Some candid remarks about your favorite stock. Let’s look at the long and short of Apple (AAPL) (October 20, 2015)
AAPLLets look at Apple ( NASDAQ:AAPL ) here. The company reports earnings, I think it’s next week on the 27th, a week from today, they report earnings. It wouldn’t surprise me to see the stock go up just because it’s already gone down quite a bit. But it was not lost on me. A couple things, first of all Kevin O’Leary, Mr. Wonderful, who I think is great, I love that guy, he’s been doggin’ on Apple Music, as I have in the past, only he has a bigger megaphone, because it basically sucks. I’m sure a lot of you people subscribe to Apple Music for $10.00 a month, or something like that. Guys like me, I’ve invested thousands of dollars over the years. I’ve given that money to Tim Cook’s predecessor. Now Tim even gets to use some to save the whales in some of the non-profitable expenditures that Apple ( NASDAQ:AAPL ) does so he can feel good about himself.

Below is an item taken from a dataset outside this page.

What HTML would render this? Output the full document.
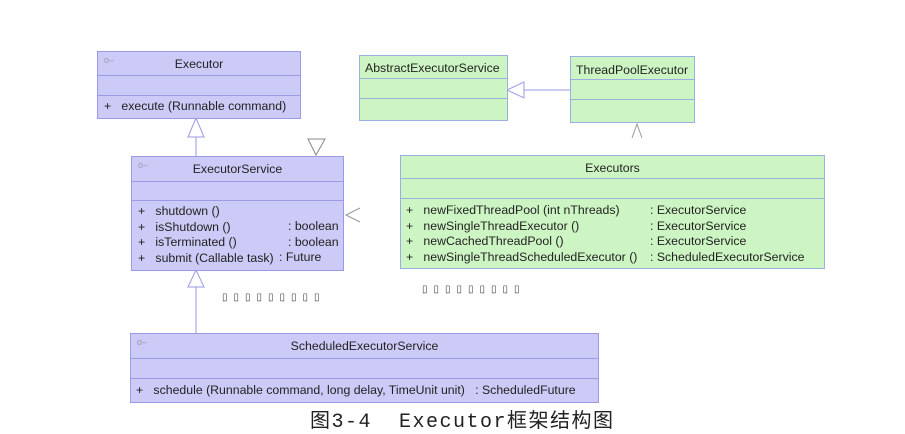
<!DOCTYPE html>
<html><head><meta charset="utf-8"><style>
body{margin:0;width:905px;height:433px;background:#fff;position:relative;overflow:hidden;font-family:"Liberation Sans",sans-serif;font-size:12.3px;color:#222}
.b{position:absolute;box-sizing:border-box;border:1px solid #9a9ae6}
.p{background:#cccaf6}.g{background:#cdf5c3;border-color:#9ab0e0}
.d{position:absolute;left:0;right:0;border-top:1px solid #9a9ae6}
.t{position:absolute;left:0;right:0;text-align:center}
.r{position:absolute;white-space:pre}
.ic{position:absolute;left:6px;top:3px;color:#99a;font-size:9px}
.sq{position:absolute;font-size:10px;color:#444;letter-spacing:6px}
</style></head><body>
<svg width="905" height="433" style="position:absolute;left:0;top:0">
<g fill="#fff" stroke="#9a9ae6" stroke-width="1">
<line x1="196" y1="137" x2="196" y2="156"/><polygon points="196,118 188,137 204,137"/>
<line x1="196" y1="287" x2="196" y2="333"/><polygon points="196,270 188,287 204,287"/>
<line x1="524" y1="90" x2="570" y2="90"/><polygon points="507,90 524,82 524,98"/>
<polygon points="308,139 325,139 316,155" stroke="#888"/>
<polyline points="360,208 346,215 360,222" fill="none" stroke="#999"/>
<polyline points="632,138 637,124 642,138" fill="none" stroke="#999"/>
</g></svg>
<div class="b p" style="left:97px;top:51px;width:204px;height:68px"><span class="ic">o–</span><div class="t" style="top:5px">Executor</div><div class="d" style="top:23px"></div><div class="d" style="top:43px"></div><div class="r" style="left:6px;top:47px">+   execute (Runnable command)</div></div>
<div class="b p" style="left:131px;top:156px;width:213px;height:115px"><span class="ic">o–</span><div class="t" style="top:5px">ExecutorService</div><div class="d" style="top:24px"></div><div class="d" style="top:43px"></div>
<div class="r" style="left:6px;top:47px;line-height:15.5px">+   shutdown ()
+   isShutdown ()
+   isTerminated ()
+   submit (Callable task)</div>
<div class="r" style="left:156px;top:62px;line-height:15.5px">: boolean
: boolean</div><div class="r" style="left:147px;top:93px">: Future</div></div>
<div class="b g" style="left:359px;top:55px;width:149px;height:66px"><div class="r" style="left:5px;top:5px">AbstractExecutorService</div><div class="d" style="top:22px;border-color:#9ab0e0"></div><div class="d" style="top:42px;border-color:#9ab0e0"></div></div>
<div class="b g" style="left:570px;top:56px;width:125px;height:67px"><div class="r" style="left:5px;top:6px">ThreadPoolExecutor</div><div class="d" style="top:22px;border-color:#9ab0e0"></div><div class="d" style="top:42px;border-color:#9ab0e0"></div></div>
<div class="b g" style="left:400px;top:155px;width:425px;height:114px"><div class="t" style="top:5px">Executors</div><div class="d" style="top:22px;border-color:#9ab0e0"></div><div class="d" style="top:42px;border-color:#9ab0e0"></div>
<div class="r" style="left:5px;top:47px;line-height:15.5px">+   newFixedThreadPool (int nThreads)
+   newSingleThreadExecutor ()
+   newCachedThreadPool ()
+   newSingleThreadScheduledExecutor ()</div>
<div class="r" style="left:249px;top:47px;line-height:15.5px">: ExecutorService
: ExecutorService
: ExecutorService
: ScheduledExecutorService</div></div>
<div class="sq" style="left:222px;top:292px">▯▯▯▯▯▯▯▯▯</div>
<div class="sq" style="left:422px;top:284px">▯▯▯▯▯▯▯▯▯</div>
<div class="b p" style="left:130px;top:333px;width:469px;height:70px"><span class="ic">o–</span><div class="t" style="top:5px">ScheduledExecutorService</div><div class="d" style="top:24px"></div><div class="d" style="top:44px"></div><div class="r" style="left:5px;top:49px">+   schedule (Runnable command, long delay, TimeUnit unit)   : ScheduledFuture</div></div>
<div class="r" style="left:310px;top:404px;font-family:'Liberation Mono','Noto Sans CJK SC',monospace;font-size:20px;letter-spacing:1.5px;color:#222">图3-4  Executor框架结构图</div>
</body></html>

So I’ve done all that, I’ve invested in My Music and now I have a platform in Apple Music that I can’t integrate that stuff into. It’s a bear to use; I’m constantly being asked if I want to subscribe to Apple Music and give Tim another $10.00 a month. Memo to Tim: I don’t! By the way, I haven’t bought any music in quite a while either, because it’s just like a different user experience. Why am I telling you this? I’m telling you this because I’m not the only guy out there. I’m not the only old guy out there who thinks Jay Z has no talent. I’m not the only guy out there who doesn’t like Hip hop, or Rap, or Miley Cyrus with the sticking out tongue. There’s a lot of people that just want to listen to what they want to listen to.

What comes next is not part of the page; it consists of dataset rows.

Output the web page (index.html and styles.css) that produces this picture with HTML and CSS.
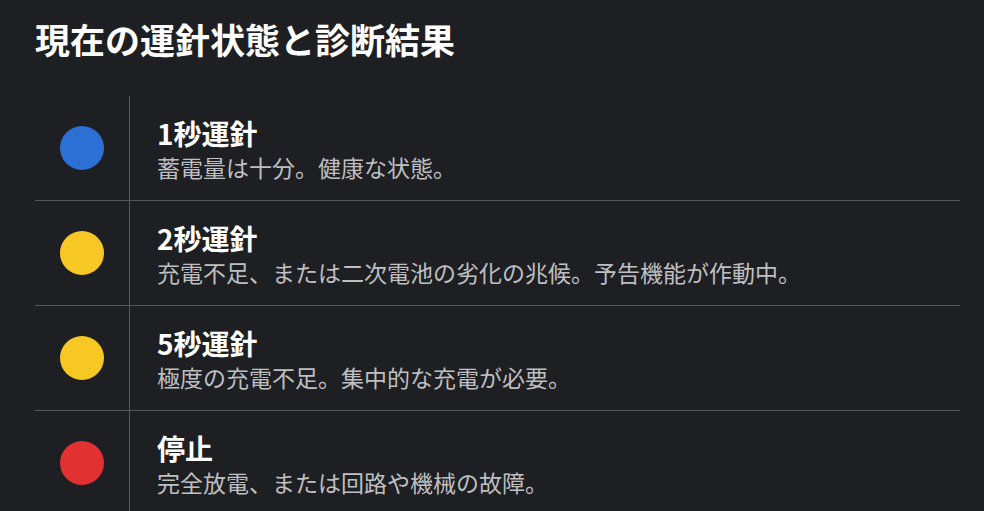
FILE: index.html
```html
<!DOCTYPE html>
<html lang="ja">
<head>
<meta charset="utf-8">
<title>現在の運針状態と診断結果</title>
<link rel="stylesheet" href="styles.css">
</head>
<body>
<main class="page">
  <h1 class="title">現在の運針状態と診断結果</h1>
  <div class="list">
    <div class="row">
      <div class="indicator"><span class="dot dot-blue"></span></div>
      <div class="info">
        <div class="name">1秒運針</div>
        <div class="desc">蓄電量は十分。健康な状態。</div>
      </div>
    </div>
    <div class="row">
      <div class="indicator"><span class="dot dot-yellow"></span></div>
      <div class="info">
        <div class="name">2秒運針</div>
        <div class="desc">充電不足、または二次電池の劣化の兆候。予告機能が作動中。</div>
      </div>
    </div>
    <div class="row">
      <div class="indicator"><span class="dot dot-yellow"></span></div>
      <div class="info">
        <div class="name">5秒運針</div>
        <div class="desc">極度の充電不足。集中的な充電が必要。</div>
      </div>
    </div>
    <div class="row">
      <div class="indicator"><span class="dot dot-red"></span></div>
      <div class="info">
        <div class="name">停止</div>
        <div class="desc">完全放電、または回路や機械の故障。</div>
      </div>
    </div>
  </div>
</main>
</body>
</html>
```

FILE: styles.css
```css
html, body {
  margin: 0;
  padding: 0;
  background: #1e1f22;
  height: 100%;
  overflow: hidden;
}

body {
  font-family: "Noto Sans CJK JP", "Noto Sans", sans-serif;
  color: #ffffff;
}

.page {
  padding: 18px 24px 0 35px;
}

.title {
  margin: 0;
  font-size: 35px;
  line-height: 42px;
  font-weight: 700;
  color: #ffffff;
  letter-spacing: 0;
}

.list {
  margin-top: 36px;
  width: 925px;
}

.row {
  display: grid;
  grid-template-columns: 95px 1fr;
  height: 104px;
  border-bottom: 1px solid #56575a;
}

.indicator {
  display: flex;
  align-items: center;
  justify-content: center;
  border-right: 1px solid #56575a;
}

.dot {
  width: 44px;
  height: 44px;
  border-radius: 50%;
  display: block;
}

.dot-blue { background: #2c6fd5; }
.dot-yellow { background: #f7c824; }
.dot-red { background: #e23131; }

.info {
  display: flex;
  flex-direction: column;
  justify-content: center;
  padding: 3px 0 0 27px;
}

.name {
  font-size: 28px;
  line-height: 35px;
  font-weight: 700;
  color: #ffffff;
}

.desc {
  font-size: 23px;
  line-height: 33px;
  color: #bfbfc1;
}
```
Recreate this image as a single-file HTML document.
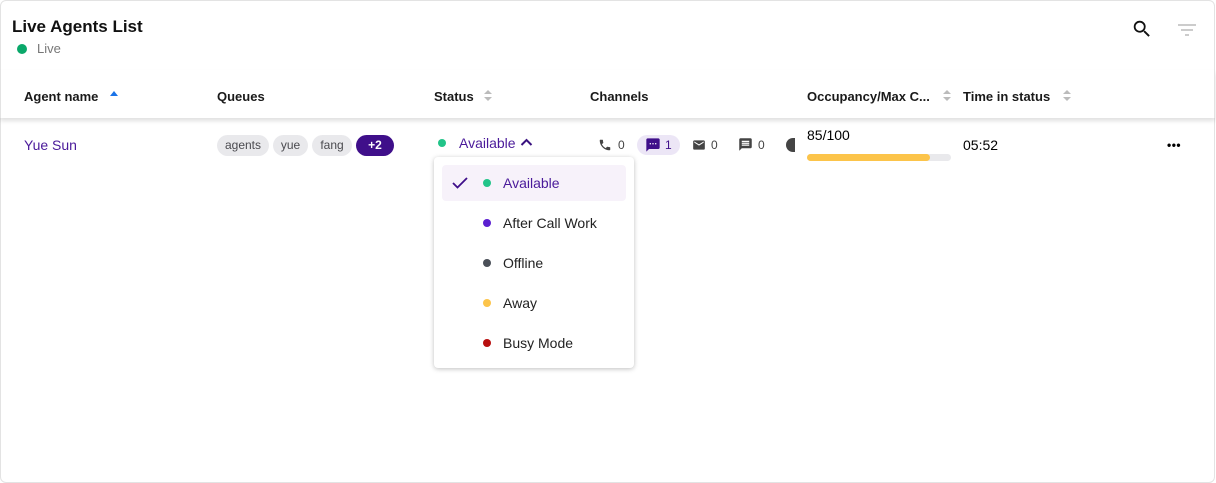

I think this new thing by Apple ( NASDAQ:AAPL ) is not working. I also think a car is kind of jumping a shark a little bit. So that’s just me. Now, we’ll get to the chart, and it kind of bears out what I’m saying. The stock was in a volatility squeeze here. The path of least resistance, if you look at prior trading action, should have been higher. Even here the stock drifted sideways. It drifted sideways here forever like the market. For cryin’ out loud it’s Apple ( NASDAQ:AAPL ), you expect to see this thing to go to 200.00. Carl the “Tweet” Icahn, I don’t know if he still does, he might be secretly unloading his shares, but he has like a $210.00 or a $250.00 price target on it. Now, when you own billions of dollars worth of stock you’re going to put a high price tag on it. The point is, this is a stock that should have gone up, but it didn’t. Not looking quite like this, but it’s looking a little “toppy”. You look at the daily chart and you see one, two, three strikes you’re out at $135.00. Big downdraft here.
Where are we now?
Look, if I had to choose long or short (this will confuse you) I would go long. I’m looking at Apple ( NASDAQ:AAPL ) and I’m seeing this, on a fairly weak day in the Dow and the S&P, tech, other tech was down, Apple’s ( NASDAQ:AAPL ) up almost 2 percent. They report earnings in a week. By the way, I don’t even need to look at Apple ( NASDAQ:AAPL ), I’m just looking at this picture and knowing when the company that’s creating this chart is reporting earnings, and it’s in a week. I want to buy this stock. But I’ll tell you this, let’s say it pops, if the stock pops up to $133.00, $134.00, $135.00 I want to short the snot out of this stock. It is not lost on me. Tim Cook did an interview with the LA Times talking about how sales for Apple Watch have accelerated, all these wonderful things are happening. But will he give any specifics, any details? No. So they’re not particularly transparent, but he sounds like everything’s great. Fine. I don’t believe it.
What I say is this: if a stock gaps up, if it starts trading up to $135.00 I take back what I said, I wouldn’t short the snot out of the stock (sorry for being so guttural). I would at least be taking profits or I would not be buying this stock. BUT, if the stock pops up to $135.00, if it’s up here, if it comes up to this level, like lets say they report a blowout quarter and the stock gaps. If the stock starts trading down (this is all about risk management) if the stock starts trading down then you short the stock, but only if you have a buy stop that’s VERY tight. Because the company has a boatload of cash, meaning the stock is actually pretty cheap, and the stock trades at a discount to a lot of things. So if this stock starts moving to a new high, DO NOT be shorting this stock. You don’t necessarily have to buy it, but don’t be short the stock just stand back and let it go. My bet though is, if it does come up this high and starts rolling over this is going to be a pretty good short, because I’m looking at this chart and I don’t see too much to cheer about it, other than maybe a short-term pre-earnings run.